## Problem requirements
Repeat every record below exactly, but leave out any pictures.

## Data records

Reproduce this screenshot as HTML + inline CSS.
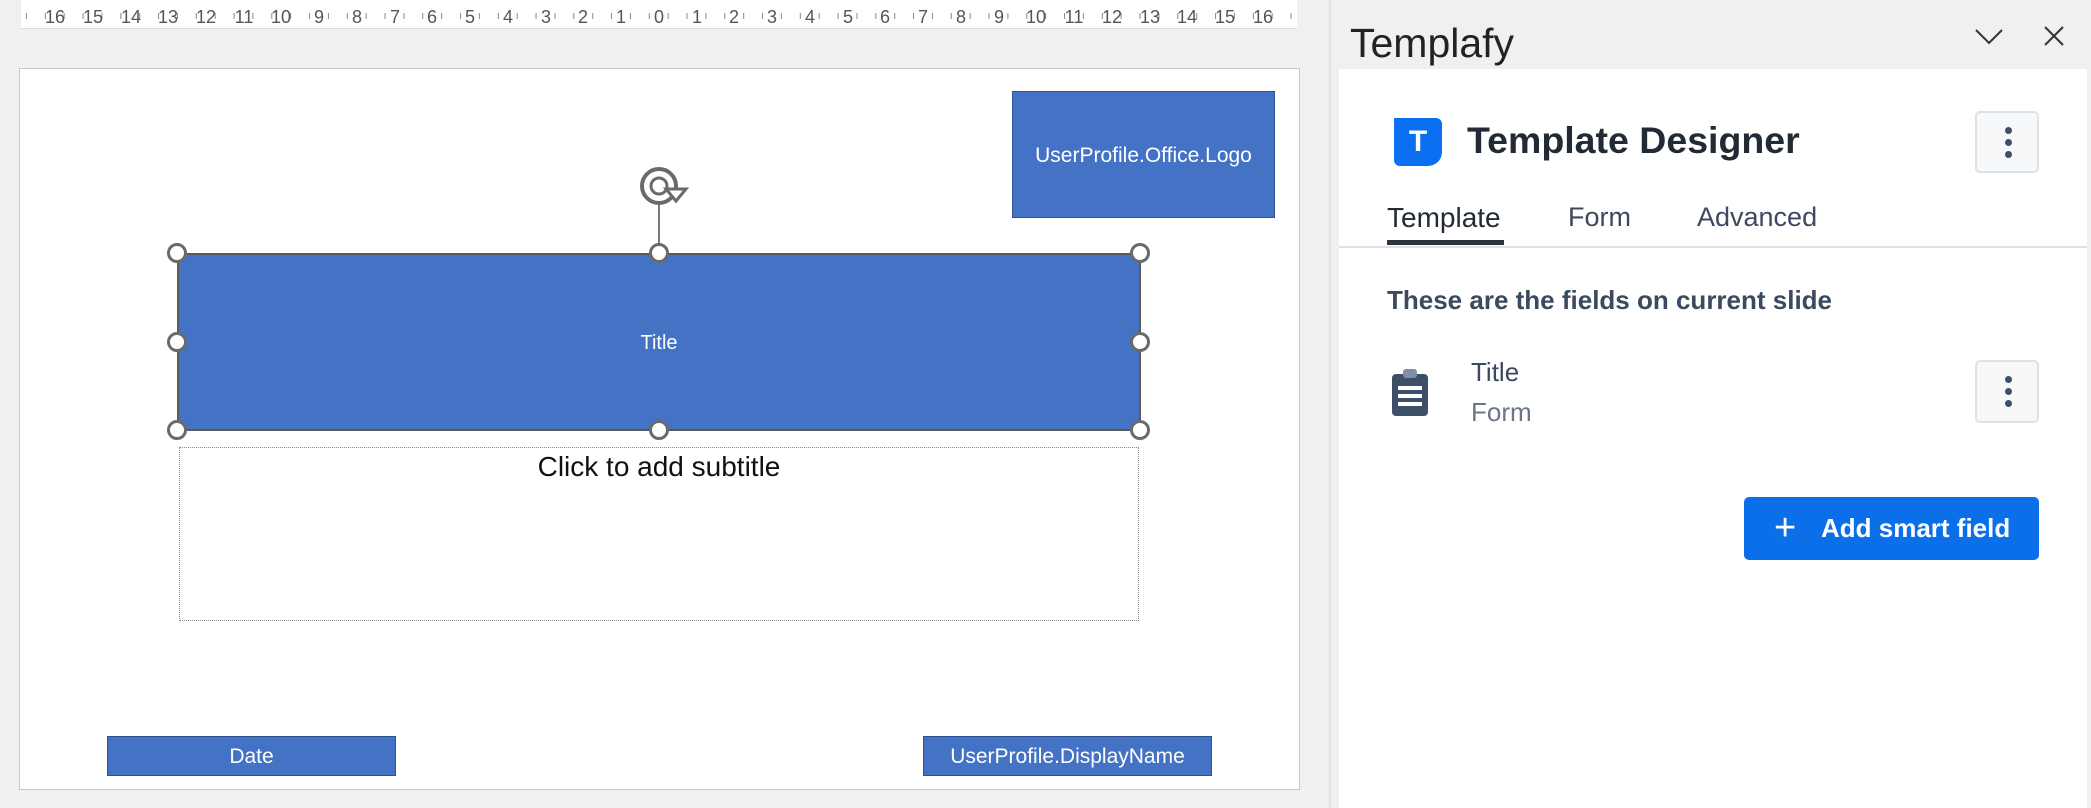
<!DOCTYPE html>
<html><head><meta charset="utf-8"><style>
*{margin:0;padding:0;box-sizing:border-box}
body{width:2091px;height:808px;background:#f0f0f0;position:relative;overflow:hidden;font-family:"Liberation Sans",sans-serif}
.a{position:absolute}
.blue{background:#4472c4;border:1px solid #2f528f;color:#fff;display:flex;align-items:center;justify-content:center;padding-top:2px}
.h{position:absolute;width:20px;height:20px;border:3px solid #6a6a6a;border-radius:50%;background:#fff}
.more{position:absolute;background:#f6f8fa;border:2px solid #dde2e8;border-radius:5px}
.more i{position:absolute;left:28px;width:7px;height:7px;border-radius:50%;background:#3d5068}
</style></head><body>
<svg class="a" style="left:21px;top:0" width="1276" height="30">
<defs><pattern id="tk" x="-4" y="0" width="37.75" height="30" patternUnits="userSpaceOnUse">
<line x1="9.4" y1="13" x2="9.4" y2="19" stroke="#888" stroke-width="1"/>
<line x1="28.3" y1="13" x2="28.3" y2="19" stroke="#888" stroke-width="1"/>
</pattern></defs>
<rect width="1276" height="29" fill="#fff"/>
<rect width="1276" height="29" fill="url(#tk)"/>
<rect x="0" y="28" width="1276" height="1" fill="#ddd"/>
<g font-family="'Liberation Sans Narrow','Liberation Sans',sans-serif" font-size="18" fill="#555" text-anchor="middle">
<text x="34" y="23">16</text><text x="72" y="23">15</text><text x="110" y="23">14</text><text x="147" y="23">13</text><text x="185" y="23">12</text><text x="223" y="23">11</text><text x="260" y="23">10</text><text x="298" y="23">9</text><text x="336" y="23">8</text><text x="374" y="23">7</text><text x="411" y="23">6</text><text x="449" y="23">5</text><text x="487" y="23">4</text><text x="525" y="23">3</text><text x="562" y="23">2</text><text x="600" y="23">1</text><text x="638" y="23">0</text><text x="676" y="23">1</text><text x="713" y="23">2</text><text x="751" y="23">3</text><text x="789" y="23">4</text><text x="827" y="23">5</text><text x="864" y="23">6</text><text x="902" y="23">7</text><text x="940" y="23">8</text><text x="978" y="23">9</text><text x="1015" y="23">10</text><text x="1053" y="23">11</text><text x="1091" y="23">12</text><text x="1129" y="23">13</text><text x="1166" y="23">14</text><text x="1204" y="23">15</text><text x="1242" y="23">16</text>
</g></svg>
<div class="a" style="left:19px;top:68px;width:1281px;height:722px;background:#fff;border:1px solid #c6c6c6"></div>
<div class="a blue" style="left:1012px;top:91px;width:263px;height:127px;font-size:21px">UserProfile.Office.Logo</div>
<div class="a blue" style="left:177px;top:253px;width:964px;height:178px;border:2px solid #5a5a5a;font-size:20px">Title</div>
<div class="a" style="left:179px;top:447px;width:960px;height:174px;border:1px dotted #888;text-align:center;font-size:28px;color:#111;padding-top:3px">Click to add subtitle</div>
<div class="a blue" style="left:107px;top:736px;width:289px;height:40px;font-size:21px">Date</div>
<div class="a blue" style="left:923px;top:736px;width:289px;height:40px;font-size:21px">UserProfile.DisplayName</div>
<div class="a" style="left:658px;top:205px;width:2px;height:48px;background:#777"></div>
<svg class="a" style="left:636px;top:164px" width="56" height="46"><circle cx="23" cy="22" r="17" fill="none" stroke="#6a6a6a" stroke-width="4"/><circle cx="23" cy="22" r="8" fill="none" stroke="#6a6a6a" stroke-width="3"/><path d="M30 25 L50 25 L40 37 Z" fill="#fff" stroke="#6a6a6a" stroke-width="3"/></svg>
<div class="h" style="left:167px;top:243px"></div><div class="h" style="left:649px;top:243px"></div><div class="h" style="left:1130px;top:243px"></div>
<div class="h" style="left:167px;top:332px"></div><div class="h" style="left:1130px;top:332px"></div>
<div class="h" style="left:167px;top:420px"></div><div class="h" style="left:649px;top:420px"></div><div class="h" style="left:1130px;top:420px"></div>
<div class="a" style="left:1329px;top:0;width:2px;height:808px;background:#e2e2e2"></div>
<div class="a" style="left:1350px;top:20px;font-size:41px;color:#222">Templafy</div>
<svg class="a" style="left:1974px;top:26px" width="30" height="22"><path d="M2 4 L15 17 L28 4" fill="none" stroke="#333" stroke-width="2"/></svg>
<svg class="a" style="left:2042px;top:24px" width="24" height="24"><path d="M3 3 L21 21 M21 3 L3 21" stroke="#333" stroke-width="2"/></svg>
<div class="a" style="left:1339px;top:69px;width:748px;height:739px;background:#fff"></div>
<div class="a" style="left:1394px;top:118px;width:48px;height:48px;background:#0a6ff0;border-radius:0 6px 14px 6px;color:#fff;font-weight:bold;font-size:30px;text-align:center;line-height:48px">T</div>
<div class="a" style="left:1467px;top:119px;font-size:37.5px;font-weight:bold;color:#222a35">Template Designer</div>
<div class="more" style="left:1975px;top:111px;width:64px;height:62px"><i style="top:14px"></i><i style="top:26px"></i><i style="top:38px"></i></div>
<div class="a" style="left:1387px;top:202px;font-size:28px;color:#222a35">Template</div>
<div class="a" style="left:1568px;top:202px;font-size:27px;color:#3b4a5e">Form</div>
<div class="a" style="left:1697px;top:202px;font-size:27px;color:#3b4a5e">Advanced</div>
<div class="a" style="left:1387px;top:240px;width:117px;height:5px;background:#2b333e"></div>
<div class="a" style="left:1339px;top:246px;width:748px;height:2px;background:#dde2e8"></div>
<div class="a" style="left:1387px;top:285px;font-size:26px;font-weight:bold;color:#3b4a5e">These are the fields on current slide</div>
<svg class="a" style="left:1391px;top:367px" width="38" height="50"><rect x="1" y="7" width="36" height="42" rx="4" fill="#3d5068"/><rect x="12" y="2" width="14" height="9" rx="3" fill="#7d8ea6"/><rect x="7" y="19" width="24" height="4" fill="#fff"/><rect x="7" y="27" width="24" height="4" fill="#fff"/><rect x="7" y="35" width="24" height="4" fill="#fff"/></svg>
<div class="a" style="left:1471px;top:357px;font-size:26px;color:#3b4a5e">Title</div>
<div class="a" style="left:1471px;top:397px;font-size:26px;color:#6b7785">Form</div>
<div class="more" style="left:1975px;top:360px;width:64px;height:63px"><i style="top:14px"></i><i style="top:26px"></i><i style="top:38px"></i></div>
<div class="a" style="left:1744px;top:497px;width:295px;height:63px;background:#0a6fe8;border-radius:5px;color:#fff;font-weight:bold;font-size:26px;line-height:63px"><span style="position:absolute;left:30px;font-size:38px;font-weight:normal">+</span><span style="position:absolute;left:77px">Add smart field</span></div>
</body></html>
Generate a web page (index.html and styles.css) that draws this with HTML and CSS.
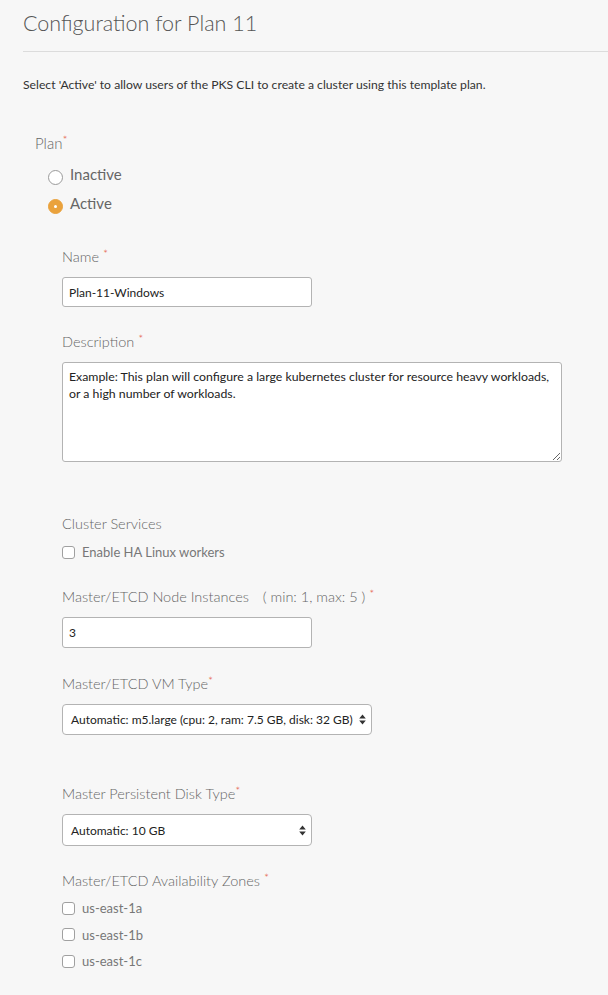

## Full answer
Reproduce this screenshot as HTML + inline CSS.
<!DOCTYPE html>
<html><head><meta charset="utf-8"><style>
*{margin:0;padding:0;box-sizing:border-box}
body{width:2091px;height:808px;background:#f0f0f0;position:relative;overflow:hidden;font-family:"Liberation Sans",sans-serif}
.a{position:absolute}
.blue{background:#4472c4;border:1px solid #2f528f;color:#fff;display:flex;align-items:center;justify-content:center;padding-top:2px}
.h{position:absolute;width:20px;height:20px;border:3px solid #6a6a6a;border-radius:50%;background:#fff}
.more{position:absolute;background:#f6f8fa;border:2px solid #dde2e8;border-radius:5px}
.more i{position:absolute;left:28px;width:7px;height:7px;border-radius:50%;background:#3d5068}
</style></head><body>
<svg class="a" style="left:21px;top:0" width="1276" height="30">
<defs><pattern id="tk" x="-4" y="0" width="37.75" height="30" patternUnits="userSpaceOnUse">
<line x1="9.4" y1="13" x2="9.4" y2="19" stroke="#888" stroke-width="1"/>
<line x1="28.3" y1="13" x2="28.3" y2="19" stroke="#888" stroke-width="1"/>
</pattern></defs>
<rect width="1276" height="29" fill="#fff"/>
<rect width="1276" height="29" fill="url(#tk)"/>
<rect x="0" y="28" width="1276" height="1" fill="#ddd"/>
<g font-family="'Liberation Sans Narrow','Liberation Sans',sans-serif" font-size="18" fill="#555" text-anchor="middle">
<text x="34" y="23">16</text><text x="72" y="23">15</text><text x="110" y="23">14</text><text x="147" y="23">13</text><text x="185" y="23">12</text><text x="223" y="23">11</text><text x="260" y="23">10</text><text x="298" y="23">9</text><text x="336" y="23">8</text><text x="374" y="23">7</text><text x="411" y="23">6</text><text x="449" y="23">5</text><text x="487" y="23">4</text><text x="525" y="23">3</text><text x="562" y="23">2</text><text x="600" y="23">1</text><text x="638" y="23">0</text><text x="676" y="23">1</text><text x="713" y="23">2</text><text x="751" y="23">3</text><text x="789" y="23">4</text><text x="827" y="23">5</text><text x="864" y="23">6</text><text x="902" y="23">7</text><text x="940" y="23">8</text><text x="978" y="23">9</text><text x="1015" y="23">10</text><text x="1053" y="23">11</text><text x="1091" y="23">12</text><text x="1129" y="23">13</text><text x="1166" y="23">14</text><text x="1204" y="23">15</text><text x="1242" y="23">16</text>
</g></svg>
<div class="a" style="left:19px;top:68px;width:1281px;height:722px;background:#fff;border:1px solid #c6c6c6"></div>
<div class="a blue" style="left:1012px;top:91px;width:263px;height:127px;font-size:21px">UserProfile.Office.Logo</div>
<div class="a blue" style="left:177px;top:253px;width:964px;height:178px;border:2px solid #5a5a5a;font-size:20px">Title</div>
<div class="a" style="left:179px;top:447px;width:960px;height:174px;border:1px dotted #888;text-align:center;font-size:28px;color:#111;padding-top:3px">Click to add subtitle</div>
<div class="a blue" style="left:107px;top:736px;width:289px;height:40px;font-size:21px">Date</div>
<div class="a blue" style="left:923px;top:736px;width:289px;height:40px;font-size:21px">UserProfile.DisplayName</div>
<div class="a" style="left:658px;top:205px;width:2px;height:48px;background:#777"></div>
<svg class="a" style="left:636px;top:164px" width="56" height="46"><circle cx="23" cy="22" r="17" fill="none" stroke="#6a6a6a" stroke-width="4"/><circle cx="23" cy="22" r="8" fill="none" stroke="#6a6a6a" stroke-width="3"/><path d="M30 25 L50 25 L40 37 Z" fill="#fff" stroke="#6a6a6a" stroke-width="3"/></svg>
<div class="h" style="left:167px;top:243px"></div><div class="h" style="left:649px;top:243px"></div><div class="h" style="left:1130px;top:243px"></div>
<div class="h" style="left:167px;top:332px"></div><div class="h" style="left:1130px;top:332px"></div>
<div class="h" style="left:167px;top:420px"></div><div class="h" style="left:649px;top:420px"></div><div class="h" style="left:1130px;top:420px"></div>
<div class="a" style="left:1329px;top:0;width:2px;height:808px;background:#e2e2e2"></div>
<div class="a" style="left:1350px;top:20px;font-size:41px;color:#222">Templafy</div>
<svg class="a" style="left:1974px;top:26px" width="30" height="22"><path d="M2 4 L15 17 L28 4" fill="none" stroke="#333" stroke-width="2"/></svg>
<svg class="a" style="left:2042px;top:24px" width="24" height="24"><path d="M3 3 L21 21 M21 3 L3 21" stroke="#333" stroke-width="2"/></svg>
<div class="a" style="left:1339px;top:69px;width:748px;height:739px;background:#fff"></div>
<div class="a" style="left:1394px;top:118px;width:48px;height:48px;background:#0a6ff0;border-radius:0 6px 14px 6px;color:#fff;font-weight:bold;font-size:30px;text-align:center;line-height:48px">T</div>
<div class="a" style="left:1467px;top:119px;font-size:37.5px;font-weight:bold;color:#222a35">Template Designer</div>
<div class="more" style="left:1975px;top:111px;width:64px;height:62px"><i style="top:14px"></i><i style="top:26px"></i><i style="top:38px"></i></div>
<div class="a" style="left:1387px;top:202px;font-size:28px;color:#222a35">Template</div>
<div class="a" style="left:1568px;top:202px;font-size:27px;color:#3b4a5e">Form</div>
<div class="a" style="left:1697px;top:202px;font-size:27px;color:#3b4a5e">Advanced</div>
<div class="a" style="left:1387px;top:240px;width:117px;height:5px;background:#2b333e"></div>
<div class="a" style="left:1339px;top:246px;width:748px;height:2px;background:#dde2e8"></div>
<div class="a" style="left:1387px;top:285px;font-size:26px;font-weight:bold;color:#3b4a5e">These are the fields on current slide</div>
<svg class="a" style="left:1391px;top:367px" width="38" height="50"><rect x="1" y="7" width="36" height="42" rx="4" fill="#3d5068"/><rect x="12" y="2" width="14" height="9" rx="3" fill="#7d8ea6"/><rect x="7" y="19" width="24" height="4" fill="#fff"/><rect x="7" y="27" width="24" height="4" fill="#fff"/><rect x="7" y="35" width="24" height="4" fill="#fff"/></svg>
<div class="a" style="left:1471px;top:357px;font-size:26px;color:#3b4a5e">Title</div>
<div class="a" style="left:1471px;top:397px;font-size:26px;color:#6b7785">Form</div>
<div class="more" style="left:1975px;top:360px;width:64px;height:63px"><i style="top:14px"></i><i style="top:26px"></i><i style="top:38px"></i></div>
<div class="a" style="left:1744px;top:497px;width:295px;height:63px;background:#0a6fe8;border-radius:5px;color:#fff;font-weight:bold;font-size:26px;line-height:63px"><span style="position:absolute;left:30px;font-size:38px;font-weight:normal">+</span><span style="position:absolute;left:77px">Add smart field</span></div>
</body></html>
Generate a web page (index.html and styles.css) that draws this with HTML and CSS.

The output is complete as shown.